Figure 3c demonstrates the trend of the average error with the MEMS inertial navigation accuracy and the average error with the scene matching accuracy when the scene matching time is 60 s. It can be observed that, when the scene matching accuracy is determined, changing the scene matching time will influence the average accuracy, but, when the matching time is less than 10 s, the average error is independent of and less than the MEMS inertial navigation accuracy. The accuracy of the visible scene matching and the time of the scene matching are essential for the error correction of the MEMS inertial navigation. The optimal balance between the accuracy of the scene matching and the timing of the scene matching will be explored below.

3.2. Threshold of the MEMS+SM Model

To further explore the critical value of the MEMS+SM model, the critical value of the scene matching accuracy is calculated when varying degrees of average error are reached under different matching times, and the results are shown in Figure 4.
In Figure 4, the critical values of scene matching accuracy and time, with the horizontal axis representing the time of image matching and the vertical axis being the accuracy of scene matching, are shown when the average error is 10 m, 30 m, and 50 m and the MEMS inertial navigation accuracy is 50. When the image matching time is 10 s, the critical values of the image matching accuracy required to achieve the average errors of 10 m, 30 m, and 50 m are about 160 m, 240 m, and 310 m. When the time of the scene matching is less than 10 s, the average error exhibits minimal change as the accuracy value of the scene matching increases. Similarly, when the error of the scene matching is less than 20 m, the average error changes less as the time required for the scene matching increases.

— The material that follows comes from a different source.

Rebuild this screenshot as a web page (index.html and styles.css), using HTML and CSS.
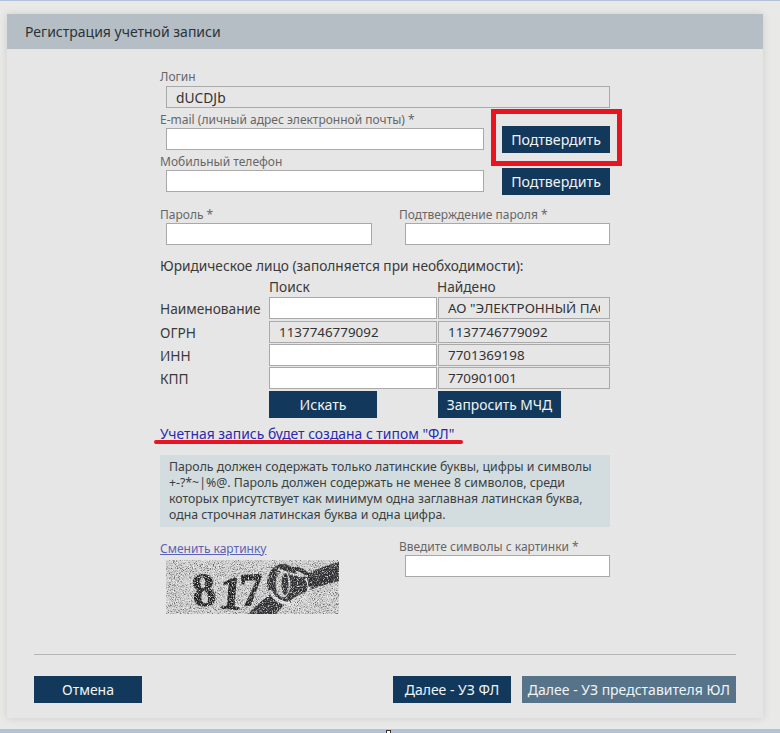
FILE: index.html
```html
<!DOCTYPE html>
<html lang="ru">
<head>
<meta charset="utf-8">
<title>Регистрация учетной записи</title>
<link rel="stylesheet" href="styles.css">
</head>
<body>
<div class="backdrop">
  <main class="dialog">
    <header class="dialog-head">Регистрация учетной записи</header>
    <div class="form">
      <label class="lbl lbl-login">Логин</label>
      <input class="field field-full ro" value="dUCDJb" readonly>
      <label class="lbl lbl-email">E-mail (личный адрес электронной почты) *</label>
      <div class="confirm-row row-email">
        <input class="field field-wide">
        <button class="btn btn-confirm">Подтвердить</button>
      </div>
      <label class="lbl lbl-phone">Мобильный телефон</label>
      <div class="confirm-row row-phone">
        <input class="field field-wide">
        <button class="btn btn-confirm">Подтвердить</button>
      </div>
      <div class="two-col pass-labels">
        <label class="lbl">Пароль *</label>
        <label class="lbl">Подтверждение пароля *</label>
      </div>
      <div class="two-col pass-inputs">
        <input class="field">
        <input class="field">
      </div>
      <div class="org-title">Юридическое лицо (заполняется при необходимости):</div>
      <div class="org-grid">
        <span></span><span class="org-head">Поиск</span><span class="org-head">Найдено</span>
        <span class="org-name">Наименование</span><input class="field"><input class="field ro" value="АО &quot;ЭЛЕКТРОННЫЙ ПАСПОРТ&quot;" readonly>
        <span class="org-name">ОГРН</span><input class="field ro" value="1137746779092" readonly><input class="field ro" value="1137746779092" readonly>
        <span class="org-name">ИНН</span><input class="field"><input class="field ro" value="7701369198" readonly>
        <span class="org-name">КПП</span><input class="field"><input class="field ro" value="770901001" readonly>
        <span></span><button class="btn btn-search">Искать</button><button class="btn btn-mcd">Запросить МЧД</button>
      </div>
      <a class="type-link" href="#">Учетная запись будет создана с типом "ФЛ"</a>
      <div class="hint">Пароль должен содержать только латинские буквы, цифры и символы +-?*~|%@. Пароль должен содержать не менее 8 символов, среди которых присутствует как минимум одна заглавная латинская буква, одна строчная латинская буква и одна цифра.</div>
      <div class="captcha-row">
        <div class="captcha-left">
          <a class="change" href="#">Сменить картинку</a>
          <svg class="captcha" width="173" height="54" viewBox="0 0 173 54" role="img" aria-label="Капча">
            <defs>
              <filter id="noise" x="0" y="0" width="100%" height="100%">
                <feTurbulence type="fractalNoise" baseFrequency="0.95" numOctaves="2" seed="7"/>
                <feColorMatrix type="matrix" values="0 0 0 0 0.12  0 0 0 0 0.12  0 0 0 0 0.12  3.2 0 0 0 -1.5"/>
              </filter>
              <filter id="noise-light" x="0" y="0" width="100%" height="100%">
                <feTurbulence type="fractalNoise" baseFrequency="0.8" numOctaves="2" seed="19"/>
                <feColorMatrix type="matrix" values="0 0 0 0 0.95  0 0 0 0 0.95  0 0 0 0 0.95  3 0 0 0 -1.5"/>
              </filter>
              <filter id="rough" x="-5%" y="-5%" width="110%" height="110%">
                <feTurbulence type="fractalNoise" baseFrequency="0.7" numOctaves="1" seed="3"/>
                <feDisplacementMap in="SourceGraphic" scale="1.6"/>
              </filter>
            </defs>
            <rect width="173" height="54" fill="#d4d4d4"/>
            <g filter="url(#rough)">
              <path d="M82 54C100 34 135 12 173 2V21C160 24 148 28 137 33C126 38 117 45 110 54Z" fill="#2b2b2d"/>
              <text class="captcha-digits" transform="translate(28 47) rotate(-7)">8</text>
              <text class="captcha-digits" transform="translate(52 48) rotate(5)">1</text>
              <text class="captcha-digits" transform="translate(74 46) rotate(-2)">7</text>
              <ellipse cx="117" cy="23" rx="16" ry="19" fill="#2b2b2d"/>
              <g fill="none">
                <ellipse cx="117" cy="24" rx="7" ry="13" fill="#cfcfcf" stroke="#cfcfcf" stroke-width="1"/>
                <ellipse cx="119" cy="24" rx="3.5" ry="11" fill="#2b2b2d"/>
                <path d="M104 30C108 42 122 47 134 41C143 36 146 26 140 18" stroke="#e2e2e2" stroke-width="3.5"/>
                <path d="M122 10C134 6 146 14 144 27" stroke="#262628" stroke-width="4"/>
                <path d="M112 9C122 14 132 16 142 16" stroke="#dcdcdc" stroke-width="2"/>
              </g>
            </g>
            <rect width="173" height="54" filter="url(#noise)"/>
            <rect width="173" height="54" filter="url(#noise-light)"/>
          </svg>
        </div>
        <div class="captcha-right">
          <label class="lbl">Введите символы с картинки *</label>
          <input class="field">
        </div>
      </div>
    </div>
    <footer class="actions">
      <button class="btn btn-foot btn-cancel"><span>Отмена</span></button>
      <div class="actions-right">
        <button class="btn btn-foot btn-next"><span>Далее - УЗ ФЛ</span></button>
        <button class="btn btn-foot btn-rep"><span>Далее - УЗ представителя ЮЛ</span></button>
      </div>
    </footer>
    <div class="mark-box"></div>
    <div class="mark-line"></div>
  </main>
</div>
<div class="handle"></div>
</body>
</html>
```
FILE: styles.css
```css
* { box-sizing: border-box; }
html, body { margin: 0; height: 733px; overflow: hidden; }
body { position: relative; background: #b2c2d9; font-family: "Noto Sans", "Open Sans", sans-serif; color: #333; }
.backdrop { margin-top: 1px; height: 728px; padding: 13px 0 0 7px; background: #e9e9e7; }
.dialog { position: relative; width: 756px; height: 704px; background: #e6e6e6; box-shadow: 0 0 8px rgba(0,0,0,.12); }
.dialog-head { height: 35px; padding-left: 18px; background: #b4bec4; font-size: 14px; line-height: 36px; color: #2c3338; }
.form { width: 450px; margin-left: 153px; padding-top: 20px; }
.lbl { display: block; font-size: 12px; line-height: 16px; color: #666; white-space: nowrap; }
.field { display: block; width: 100%; height: 22px; margin: 0; padding: 0 9px; border: 1px solid #a9a9a9; background: #fff; font: 13.4px "Noto Sans", sans-serif; color: #333; border-radius: 0; outline: 0; }
.field.ro { background: #e6e6e6; }
.lbl-login { height: 17px; }
.field-full { width: 444px; margin-left: 6px; font-size: 13.8px; }
.lbl-email, .lbl-phone { height: 18px; margin-top: 2px; padding-top: 2px; }
.confirm-row { display: flex; align-items: center; justify-content: space-between; width: 444px; margin-left: 6px; height: 22px; }
.field-wide { width: 318px; }
.btn { border: 0; padding: 0; background: #12395b; color: #f0f4f6; font: 400 14.2px "Noto Sans", sans-serif; white-space: nowrap; }
.btn-confirm { flex: none; width: 108px; height: 27px; }
.two-col { display: grid; grid-template-columns: 206px 205px; justify-content: space-between; }
.pass-labels { grid-template-columns: 239px 211px; height: 15px; margin-top: 15px; }
.pass-inputs { width: 444px; margin: 1px 0 0 6px; height: 22px; }
.org-title { margin-top: 12px; font-size: 13.7px; line-height: 17px; color: #3a3a3a; white-space: nowrap; }
.org-grid { display: grid; grid-template-columns: 109px 168px 173px; grid-template-rows: 16px 23px 22px 22px 22px 27px; row-gap: 1px; margin-top: 6px; }
.org-grid > .field:nth-of-type(2n) { margin-left: 1px; width: 172px; }
.org-head { font-size: 13.7px; line-height: 14px; color: #3a3a3a; }
.org-name { font-size: 13.7px; line-height: 24px; color: #3a3a3a; white-space: nowrap; }
.btn-search { width: 108px; height: 27px; margin-top: 1px; }
.btn-mcd { width: 123px; height: 27px; margin-left: 1px; margin-top: 1px; font-size: 13.8px; }
.type-link { display: block; margin-top: 9px; height: 16px; font-size: 13.9px; line-height: 15px; color: #2a2ab0; text-decoration: none; white-space: nowrap; }
.hint { height: 72px; margin-top: 13px; padding: 4px 9px; background: #d3dcdf; font-size: 12.3px; line-height: 16px; color: #3a3f42; }
.captcha-row { display: grid; grid-template-columns: 239px 211px; margin-top: 13px; }
.change { display: block; font-size: 12px; line-height: 17px; color: #5a62b8; }
.captcha { display: block; margin: 3px 0 0 6px; overflow: visible; }
.captcha-digits { font: 700 47px "Liberation Serif", serif; fill: #1c1c1c; stroke: #1c1c1c; stroke-width: 1; }
.captcha-right .lbl { height: 16px; margin-top: -1px; }
.captcha-right .field { width: 205px; margin: 0 0 0 6px; }
.actions { position: absolute; left: 27px; right: 27px; top: 640px; display: flex; justify-content: space-between; padding-top: 21px; border-top: 1px solid #b5b5b5; }
.actions-right { display: flex; gap: 11px; }
.btn-foot { height: 27px; font-size: 14px; }
.btn-cancel { width: 108px; }
.btn-next { width: 118px; }
.btn-rep { width: 214px; background: #56738a; }
.mark-box { position: absolute; left: 484px; top: 95px; width: 131px; height: 57px; border: 5px solid #e8141f; }
.mark-line { position: absolute; left: 147px; top: 426px; width: 309px; height: 4px; border-radius: 2px; background: #e8141f; }
.handle { position: absolute; left: 386px; top: 730px; width: 5px; height: 5px; background: #fff; border: 1px solid #333; }
```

3.3. Error Analysis of the VN+MEMS+SM Model

This method also explores the influence of the MEMS inertial navigation accuracy, image matching accuracy, and image matching time on the model. Figure 5 shows the mean error values of the model under diverse operational conditions.
Figure 5a represents the trend of the average error with the scene matching correction time and the average error with the scene matching accuracy when the MEMS inertial navigation accuracy is 50. When the scene matching accuracy is 10 m, the scene matching time changes from 1 s to 100 s, and the average error increases from 1 m to approximately 100 m. When compared to the results in Figure 3a, the average error increases from 1 m to about 40 m in the same situation. It is evident that the average error of the VN+MEMS+SM model in the high-precision region is much higher than that of the MEMS+SM model.
Figure 5b displays the trend of the average error with the accuracy of the MEMS inertial navigation and the trend of the average error with the scene matching time when the scene matching accuracy is 30 m. A similar conclusion can be drawn from Figure 3b, where the average error remains between 10 m and 30 m, regardless of the change in the accuracy of the MEMS inertial navigation, and the scene matching accuracy is 10 m. Comparing the case in Figure 3a, it can be concluded that, when the scene matching accuracy is high, the average errors generated by the VN+MEMS+SM model and the MEMS+SM model are about the same.
Figure 5c shows the trend of the average error with the MEMS inertial navigation accuracy and the average error with the scene matching accuracy when the scene matching time is 60 s. The results show that, when the matching time is less than 10 s, the average error of the MEMS inertial navigation is less than 25 m, regardless of the change in the accuracy of the MEMS inertial navigation. A comparison of these errors with those in Figure 3c indicates that the average errors produced by the VN+MEMS+SM model and the MEMS+SM model are similar when the scene matching time is small. Therefore, this paper explores the error law of the VN+MEMS+SM model and the MEMS+SM model under a large image matching time.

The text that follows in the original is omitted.